Task brief:
Using the entries that follow, collect the lines where the word "styles" appears.

Supplied material:
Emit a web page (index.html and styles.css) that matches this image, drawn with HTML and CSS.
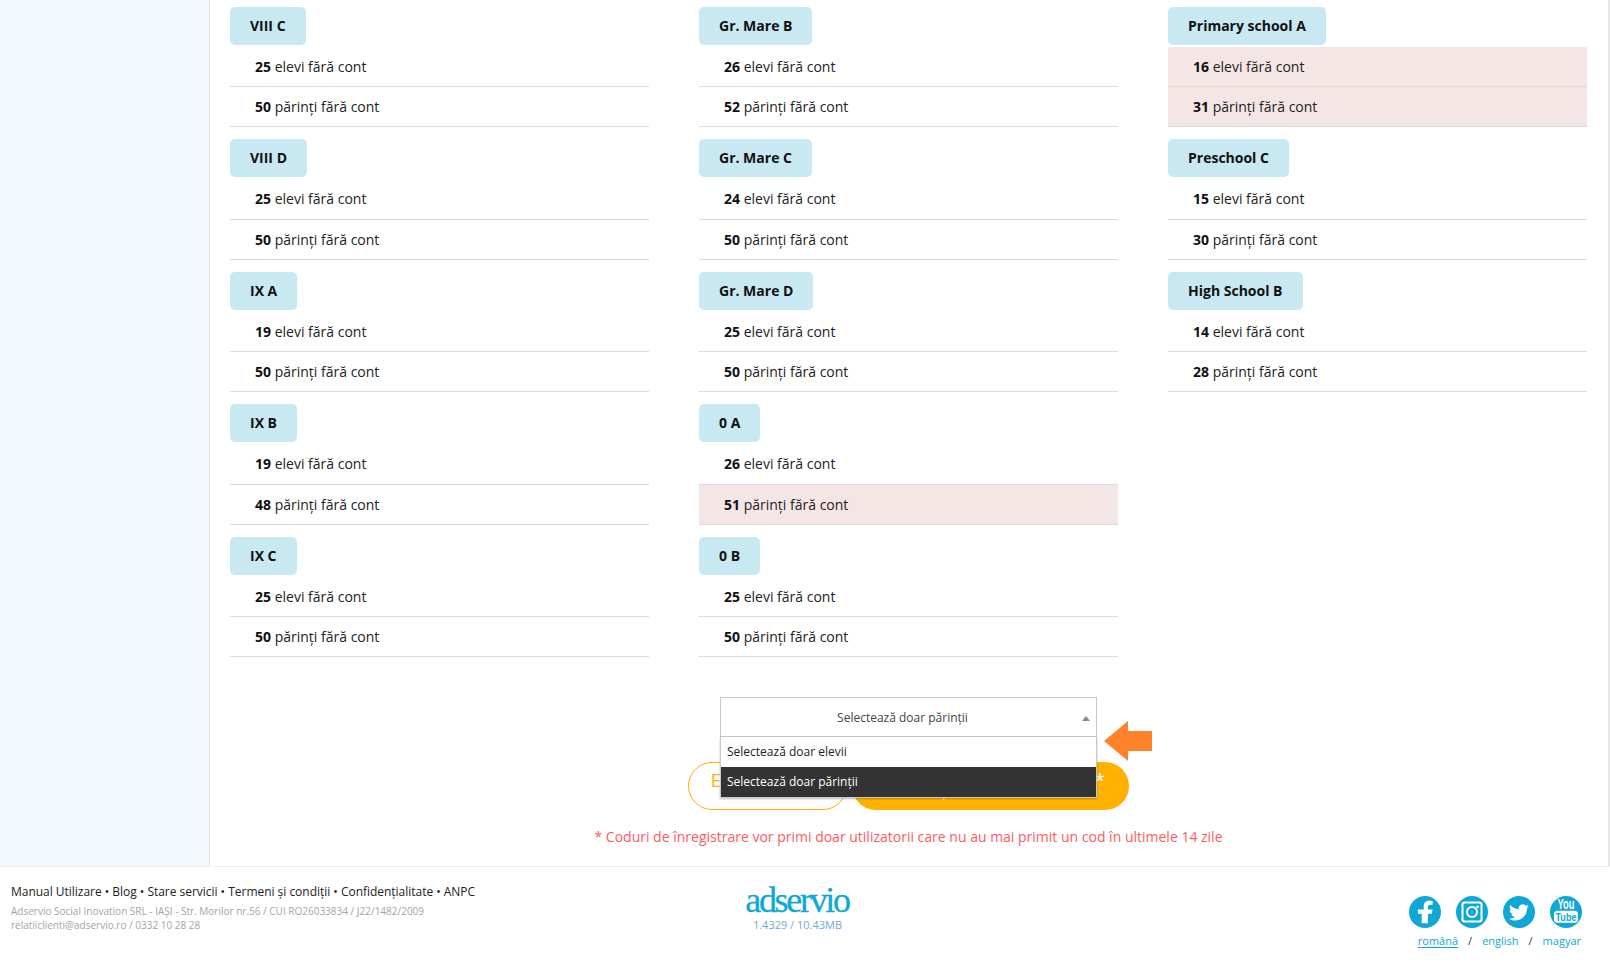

...

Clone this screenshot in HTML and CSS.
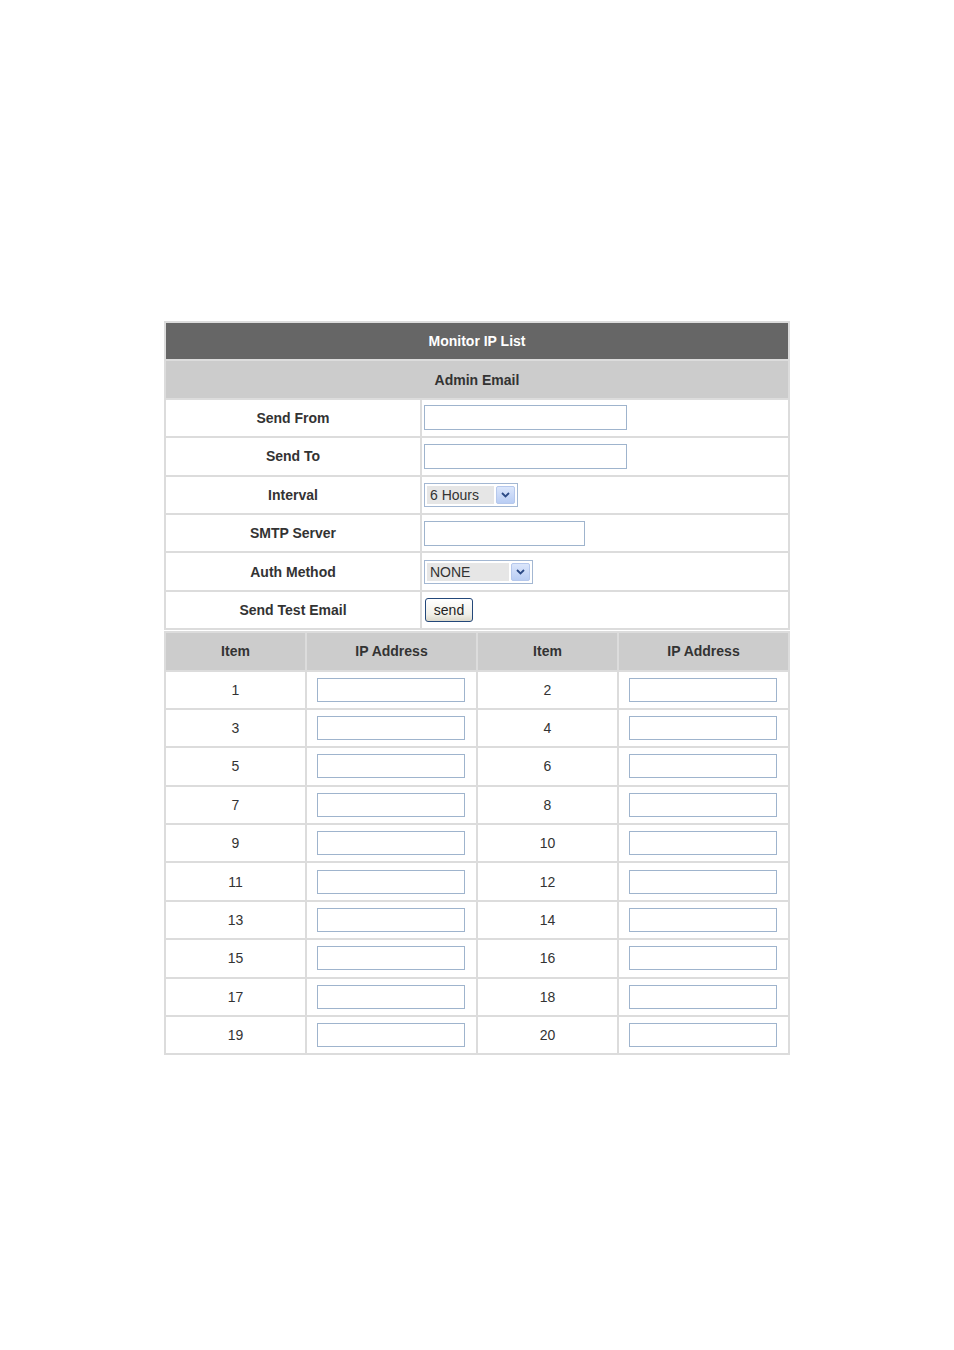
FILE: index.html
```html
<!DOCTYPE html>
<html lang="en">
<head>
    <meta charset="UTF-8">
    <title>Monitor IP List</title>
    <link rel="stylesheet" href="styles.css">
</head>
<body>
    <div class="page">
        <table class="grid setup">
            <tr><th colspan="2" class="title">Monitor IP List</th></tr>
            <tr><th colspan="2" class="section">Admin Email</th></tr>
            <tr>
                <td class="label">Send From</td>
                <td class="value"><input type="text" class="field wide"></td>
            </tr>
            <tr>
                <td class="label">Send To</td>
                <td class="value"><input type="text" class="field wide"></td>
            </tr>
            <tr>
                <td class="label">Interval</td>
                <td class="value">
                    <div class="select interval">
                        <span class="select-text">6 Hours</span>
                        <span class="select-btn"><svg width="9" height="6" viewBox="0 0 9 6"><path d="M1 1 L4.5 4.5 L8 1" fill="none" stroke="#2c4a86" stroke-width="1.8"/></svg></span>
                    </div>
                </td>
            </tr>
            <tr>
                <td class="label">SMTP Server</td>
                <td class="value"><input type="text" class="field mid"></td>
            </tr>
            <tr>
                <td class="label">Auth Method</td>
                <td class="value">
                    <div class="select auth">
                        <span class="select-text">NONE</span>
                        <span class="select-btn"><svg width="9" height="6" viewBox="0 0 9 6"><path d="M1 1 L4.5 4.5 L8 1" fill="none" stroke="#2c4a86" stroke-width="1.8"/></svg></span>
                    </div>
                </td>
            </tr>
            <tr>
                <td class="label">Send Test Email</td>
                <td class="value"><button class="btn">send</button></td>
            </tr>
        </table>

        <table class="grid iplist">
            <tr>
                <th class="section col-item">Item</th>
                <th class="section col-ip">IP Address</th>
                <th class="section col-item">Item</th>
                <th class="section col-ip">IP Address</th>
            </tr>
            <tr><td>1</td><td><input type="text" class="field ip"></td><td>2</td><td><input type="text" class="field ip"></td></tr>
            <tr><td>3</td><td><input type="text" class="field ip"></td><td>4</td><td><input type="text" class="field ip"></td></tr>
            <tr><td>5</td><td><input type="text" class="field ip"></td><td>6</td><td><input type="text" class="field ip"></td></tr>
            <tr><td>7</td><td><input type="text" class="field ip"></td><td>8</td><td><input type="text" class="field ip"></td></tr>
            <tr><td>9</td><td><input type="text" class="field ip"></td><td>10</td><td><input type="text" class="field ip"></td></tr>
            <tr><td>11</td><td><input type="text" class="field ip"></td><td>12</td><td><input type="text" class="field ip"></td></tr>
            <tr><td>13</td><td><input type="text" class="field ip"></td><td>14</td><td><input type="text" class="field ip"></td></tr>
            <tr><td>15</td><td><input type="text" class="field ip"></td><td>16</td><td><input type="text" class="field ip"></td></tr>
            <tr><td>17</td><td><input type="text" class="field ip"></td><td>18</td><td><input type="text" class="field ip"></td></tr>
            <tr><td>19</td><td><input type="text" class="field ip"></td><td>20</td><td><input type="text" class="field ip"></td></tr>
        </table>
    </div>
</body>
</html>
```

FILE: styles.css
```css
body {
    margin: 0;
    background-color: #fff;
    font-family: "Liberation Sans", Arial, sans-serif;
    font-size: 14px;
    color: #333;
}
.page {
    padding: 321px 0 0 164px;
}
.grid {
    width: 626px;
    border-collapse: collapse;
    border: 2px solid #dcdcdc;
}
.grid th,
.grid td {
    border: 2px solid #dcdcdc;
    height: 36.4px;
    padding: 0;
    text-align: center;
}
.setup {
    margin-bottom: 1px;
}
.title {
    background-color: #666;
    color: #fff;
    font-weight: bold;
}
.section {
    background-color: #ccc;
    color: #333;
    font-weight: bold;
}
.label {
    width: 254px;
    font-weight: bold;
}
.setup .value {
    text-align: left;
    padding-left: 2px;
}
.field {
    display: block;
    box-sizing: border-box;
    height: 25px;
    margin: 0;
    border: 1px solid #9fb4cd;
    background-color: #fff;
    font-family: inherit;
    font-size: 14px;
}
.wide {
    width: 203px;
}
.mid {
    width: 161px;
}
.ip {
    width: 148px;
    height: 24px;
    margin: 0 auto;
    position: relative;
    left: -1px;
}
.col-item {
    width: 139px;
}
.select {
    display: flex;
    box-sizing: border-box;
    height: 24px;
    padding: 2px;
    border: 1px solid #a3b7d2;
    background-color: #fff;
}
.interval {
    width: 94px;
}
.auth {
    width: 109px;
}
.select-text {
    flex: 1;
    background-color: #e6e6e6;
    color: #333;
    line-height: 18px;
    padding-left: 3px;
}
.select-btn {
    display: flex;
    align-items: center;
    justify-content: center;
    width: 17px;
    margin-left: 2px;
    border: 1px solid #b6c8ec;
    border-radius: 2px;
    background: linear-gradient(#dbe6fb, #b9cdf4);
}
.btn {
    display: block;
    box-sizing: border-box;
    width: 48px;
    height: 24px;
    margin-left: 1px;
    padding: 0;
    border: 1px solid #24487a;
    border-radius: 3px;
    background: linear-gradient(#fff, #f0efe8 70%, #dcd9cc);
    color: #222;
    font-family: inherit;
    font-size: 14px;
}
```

Full solution:
Emit a web page (index.html and styles.css) that matches this image, drawn with HTML and CSS.
    <link rel="stylesheet" href="styles.css">
FILE: styles.css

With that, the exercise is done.